Cerity Partners, a $156 billion New York-based registered investment advisor, has made a play to combine its wealth management and institutional investment consulting and advisory services in a merger with Verus Investments, which oversees client assets of about $1.2 trillion. The deal, which is subject to regulatory approvals, is expected to close at the end of the first quarter of this year.
Verus, based in Seattle, offers consulting and outsourced chief investment officer services to institutions, including nonprofits, corporations, and public and multi-employer retirement plans. The firm is employee-owned, with less than 5% of the stake held by senior leadership, including CEO Jeffery Maclean, who has been in the position for over 32 years.
Verus will take on the Cerity name and bring national RIA research, technology and data, along with a staff of a little under 100, to work with institutional clients alongside its wealth and retirement plan businesses.
“This partnership meaningfully expands our leadership in the institutional space and strengthens our ability to serve clients of all sizes, complexities, and delegation preferences,” Cerity CEO Kurt Miscinski said in a statement.

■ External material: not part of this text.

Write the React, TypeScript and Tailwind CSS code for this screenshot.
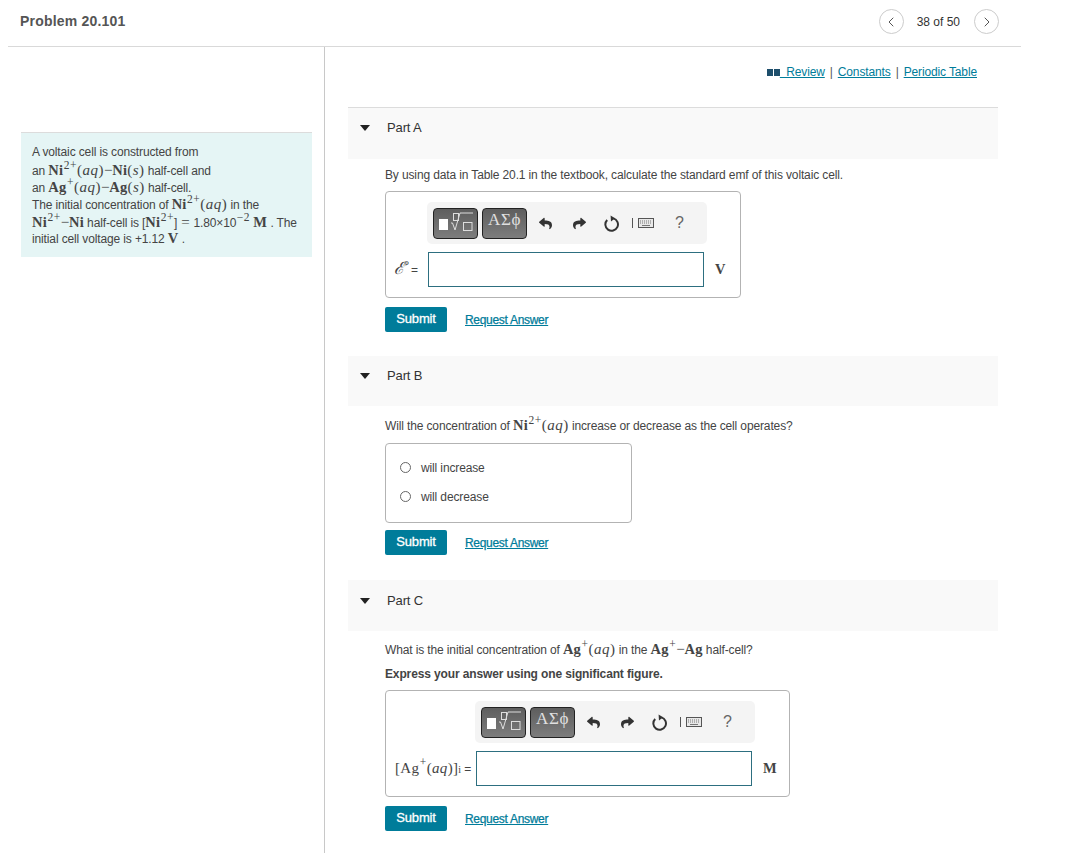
import type { ReactNode } from "react";
import { ChevronLeft, ChevronRight } from "lucide-react";
import { FaReply, FaShare } from "react-icons/fa";

const BOX = "rounded-[4px] border border-[#b3b3b3] bg-white";

function B({ children }: { children: ReactNode }) {
  return <span className="font-['Liberation_Serif',serif] text-[14.5px] font-bold tracking-[0.2px] text-[#444]">{children}</span>;
}

function Sup({ children }: { children: ReactNode }) {
  return <sup className="relative top-[-1px] ml-[0.5px] align-super font-['Liberation_Serif',serif] text-[11.5px] leading-none font-normal tracking-[0.5px] text-[#444]">{children}</sup>;
}

function Aq({ s = "aq" }: { s?: string }) {
  return (
    <span className="font-['Liberation_Serif',serif] text-[15px] tracking-[0.5px] text-[#444]">
      (<i>{s}</i>)
    </span>
  );
}

function Dash() {
  return <span className="font-['Liberation_Serif',serif] text-[15px] text-[#444]">−</span>;
}

function MathIcon() {
  return (
    <svg width="43" height="29" viewBox="0 0 43 29" fill="none">
      <rect x="5" y="10" width="9" height="11" fill="#fff" />
      <rect x="19.5" y="4.5" width="5" height="7" stroke="#ddd" strokeWidth="1" />
      <path d="M17 14l1.5 0 2.5 7 5-17h13" stroke="#ddd" strokeWidth="1" />
      <rect x="29.5" y="13.5" width="8.5" height="8" stroke="#ddd" strokeWidth="1" />
    </svg>
  );
}

function Keyboard() {
  return (
    <svg width="16" height="10" viewBox="0 0 16 10">
      <rect x="0.5" y="0.5" width="15" height="9" fill="#e8e8e8" stroke="#555" />
      <path d="M2 3h12M2 5h12" stroke="#777" strokeWidth="1" strokeDasharray="1 1" />
      <path d="M4 7.5h8" stroke="#777" strokeWidth="1" />
    </svg>
  );
}

function Reset() {
  return (
    <svg width="16" height="17" viewBox="0 0 16 17" fill="none">
      <path d="M9.4 3.4A6.3 6.3 0 1 1 3.2 5" stroke="#333" strokeWidth="2" />
      <path d="M6.6 0.4L11 3.2 7 6.4z" fill="#333" />
    </svg>
  );
}

function Toolbar() {
  return (
    <div className="flex h-[42px] w-[280px] items-center rounded-[5px] bg-[#f4f4f4] pl-[6px] text-[#333]">
      <div className="flex h-[31px] w-[45px] items-center justify-center rounded-[4px] border border-[#222] bg-gradient-to-b from-[#5e5e5e] to-[#7d7d7d]">
        <MathIcon />
      </div>
      <div className="ml-[4px] flex h-[31px] w-[45px] items-start justify-center rounded-[4px] border border-[#222] bg-gradient-to-b from-[#5e5e5e] to-[#7d7d7d] pt-[1px] font-['Liberation_Serif',serif] text-[17px] leading-[20px] tracking-[0.6px] text-[#e0e0e0]">
        ΑΣϕ
      </div>
      <FaReply className="ml-[12px] h-[13px] w-[13px] text-[#333]" />
      <FaShare className="ml-[21px] h-[13px] w-[13px] text-[#333]" />
      <span className="ml-[18px] flex"><Reset /></span>
      <span className="ml-[12px] h-[10px] w-px bg-[#555]" />
      <span className="ml-[5px] flex items-center"><Keyboard /></span>
      <span className="ml-[21px] font-['Liberation_Sans',sans-serif] text-[16px] text-[#666]">?</span>
    </div>
  );
}

function Actions() {
  return (
    <div className="flex h-[25px] items-center">
      <button className="flex h-[25px] w-[62px] items-center justify-center rounded-[2px] bg-[#007c9a] pb-[1px] text-[13px] text-white [-webkit-text-stroke:0.3px_#fff]">
        Submit
      </button>
      <a className="ml-[18px] text-[12px] tracking-[-0.3px] text-[#007c9a] underline [-webkit-text-stroke:0.25px_#007c9a]">Request Answer</a>
    </div>
  );
}

function PartBand({ label, h, pb }: { label: string; h: string; pb: string }) {
  return (
    <div className={`flex items-center bg-[#f9f9f9] pl-[12px] ${h} ${pb}`}>
      <span className="h-0 w-0 border-x-[5px] border-t-[6px] border-x-transparent border-t-[#222]" />
      <span className="ml-[17px] text-[13px] text-[#333]">{label}</span>
    </div>
  );
}

function Radio({ label }: { label: string }) {
  return (
    <div className="flex h-[29px] items-center pl-[14px]">
      <span className="h-[11px] w-[11px] rounded-full border border-[#666] bg-white" />
      <span className="ml-[10px] text-[#444]">{label}</span>
    </div>
  );
}

export default function App() {
  return (
    <div className="h-[853px] w-[1070px] overflow-hidden bg-white font-['Liberation_Sans',sans-serif] text-[12px] tracking-[-0.13px] text-[#444]">
      <div className="ml-[8px] flex h-[47px] w-[1013px] items-center justify-between border-b border-[#d9d9d9] pl-[12px] pr-[22px]">
        <h1 className="mb-[4px] text-[14px] font-bold tracking-[0.2px] text-[#555]">Problem 20.101</h1>
        <div className="mb-[3px] flex items-center text-[#333]">
          <span className="flex h-[25px] w-[25px] items-center justify-center rounded-full border border-[#ccc]">
            <ChevronLeft className="h-[16px] w-[16px] text-[#555]" strokeWidth={1.5} />
          </span>
          <span className="ml-[13px] mr-[14px] text-[12px] tracking-normal">38 of 50</span>
          <span className="flex h-[25px] w-[25px] items-center justify-center rounded-full border border-[#ccc]">
            <ChevronRight className="h-[16px] w-[16px] text-[#555]" strokeWidth={1.5} />
          </span>
        </div>
      </div>

      <div className="flex h-[806px]">
        <aside className="w-[325px] shrink-0 border-r border-[#c8c8c8] pl-[21px] pr-[12px] pt-[85px]">
          <div className="h-[125px] border-t border-[#dcdcdc] bg-[#e5f5f5] pl-[11px] pt-[10.5px] text-[#444] [&>div]:h-[17.3px] [&>div]:leading-[17.3px] [&>div]:whitespace-nowrap">
            <div>A voltaic cell is constructed from</div>
            <div>an <B>Ni</B><Sup>2+</Sup><Aq /><Dash /><B>Ni</B><Aq s="s" /> half-cell and</div>
            <div>an <B>Ag</B><Sup>+</Sup><Aq /><Dash /><B>Ag</B><Aq s="s" /> half-cell.</div>
            <div>The initial concentration of <B>Ni</B><Sup>2+</Sup><Aq /> in the</div>
            <div><B>Ni</B><Sup>2+</Sup><Dash /><B>Ni</B> half-cell is [<B>Ni</B><Sup>2+</Sup>]<span className="mx-[4px] font-['Liberation_Serif',serif] text-[15px]">=</span>1.80×10<Sup>−2</Sup> <B>M</B> . The</div>
            <div>initial cell voltage is +1.12 <B>V</B> .</div>
          </div>
        </aside>

        <main className="w-[673px] pl-[23px]">
          <div className="flex h-[60px] justify-end pr-[21px] pt-[17px] leading-[16px] text-[#007c9a]">
            <span className="mt-[5px] flex h-[7px] gap-[1px]">
              <span className="h-[7px] w-[6px] bg-[#1d4e6b]" />
              <span className="h-[7px] w-[6px] bg-[#1d4e6b]" />
            </span>
            <a className="underline">&nbsp;&nbsp;Review</a>
            <span className="mx-[5px] text-[#555]">|</span>
            <a className="underline">Constants</a>
            <span className="mx-[5px] text-[#555]">|</span>
            <a className="underline">Periodic Table</a>
          </div>

          <section className="border-t border-[#dcdcdc]">
            <PartBand label="Part A" h="h-[51px]" pb="pb-[11px]" />
            <div className="pl-[37px]">
              <p className="mt-[8px] h-[16px] leading-[16px]">By using data in Table 20.1 in the textbook, calculate the standard emf of this voltaic cell.</p>
              <div className={`mt-[8px] h-[107px] w-[356px] pl-[41px] pt-[10px] ${BOX}`}>
                <Toolbar />
                <div className="mt-[8px] flex h-[35px] items-center">
                  <span className="absolute ml-[-33px] whitespace-nowrap font-['Liberation_Serif',serif] text-[17px] leading-[20px]"><i>ℰ</i><span className="relative top-[-5px] text-[13px]">°</span><span className="ml-[2px] font-['Liberation_Sans',sans-serif] text-[12px]">=</span></span>
                  <div className="ml-[1px] h-[35px] w-[276px] border border-[#2d6f80]" />
                  <B><span className="ml-[11px]">V</span></B>
                </div>
              </div>
              <div className="mt-[9px]"><Actions /></div>
            </div>
          </section>

          <section className="mt-[24px]">
            <PartBand label="Part B" h="h-[50px]" pb="pb-[11px]" />
            <div className="pl-[37px]">
              <p className="mt-[10px] h-[18px] whitespace-nowrap leading-[18px]">Will the concentration of <B>Ni</B><Sup>2+</Sup><Aq /> increase or decrease as the cell operates?</p>
              <div className={`mt-[9px] h-[80px] w-[247px] py-[9px] ${BOX}`}>
                <Radio label="will increase" />
                <Radio label="will decrease" />
              </div>
              <div className="mt-[7px]"><Actions /></div>
            </div>
          </section>

          <section className="mt-[25px]">
            <PartBand label="Part C" h="h-[51px]" pb="pb-[9px]" />
            <div className="pl-[37px]">
              <p className="mt-[9px] h-[18px] whitespace-nowrap leading-[18px]">What is the initial concentration of <B>Ag</B><Sup>+</Sup><Aq /> in the <B>Ag</B><Sup>+</Sup><Dash /><B>Ag</B> half-cell?</p>
              <p className="mt-[8px] h-[16px] leading-[16px] font-bold">Express your answer using one significant figure.</p>
              <div className={`mt-[8px] h-[107px] w-[405px] pl-[89px] pt-[10px] ${BOX}`}>
                <Toolbar />
                <div className="mt-[8px] flex h-[35px] items-center">
                  <span className="absolute ml-[-80px] whitespace-nowrap font-['Liberation_Serif',serif] text-[15px] tracking-[0.3px]">[Ag<Sup>+</Sup>(<i>aq</i>)]<span className="text-[10px]">i</span><span className="ml-[3px] font-['Liberation_Sans',sans-serif] text-[12px]">=</span></span>
                  <div className="ml-[1px] h-[35px] w-[276px] border border-[#2d6f80]" />
                  <B><span className="ml-[11px]">M</span></B>
                </div>
              </div>
              <div className="mt-[9px]"><Actions /></div>
            </div>
          </section>
        </main>
      </div>
    </div>
  );
}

Cerity, which is majority-owned by private equity firm Genstar Capital, has been an active acquirer in the wealth management sector. So far in 2026, it has already closed deals with RIAs managing a combined $4.6 billion in client assets.
It has also built its retirement plan focus to about $18 billion in nondiscretionary assets, according to its most recent Form ADV. It has done that partly through acquisition, such as a 2019 deal for retirement advisory Blue Prairie. In 2024, it also brought on Michael Barry from UBS to head its workplace solutions division—later promoting him to chief growth officer.
Fred Barstein, CEO and founder of The Retirement Adviser and Plan Sponsor Universities, said the move could find quick savings for Cerity by leveraging Verus’ investment consulting team for its own investment research and decisions. More broadly, he said the move can help Cerity bring institutional capabilities, including the trend toward private market and alternative investments, to its upper-high-net-worth retail clients.
“As private investments start moving in a big way, that’s an expertise that most wealth RIAs and certainly RPAs don’t have,” Barstein said. “It distinguishes them, because it’s one thing for a wealth client—for a Hightower or now a Cerity—to say they have that type of expertise, but it’s another to come in with a proven track record.”
Barstein, who is also an editorial contributor to Wealth Management, compared the deal to Hightower’s acquisition of institutional consultancy NEPC in late 2024. Through that deal, Hightower quickly grew to overseeing $1.8 trillion in assets under advisement and $258 billion in assets under management.
At the time, leadership of the firms stressed Hightower’s advantage in adding OCIO services, whereas NEPC cited the RIA distribution channel Hightower’s national footprint would provide.
Verus CEO MacLean also cited the “broader set of capabilities and expertise” that would come with combining with Cerity, while keeping its “personalized, fiduciary-driven guidance they rely upon, from the same professionals they have trusted for years.”
Houlihan Lokey is advising Verus on the deal.
Last year, Creative Planning made a move to vastly expand its retirement plan asset advice and oversight with the acquisition of then $250 billion SageView Advisory Group.
Barstein noted the thin margins that retirement plan advisors and advisories are operating in, which makes wealth management firms more capable of acquiring them, and working to both add plans by business-owning clients, and in the longer-run capture higher-net-worth wealth clients from those plans.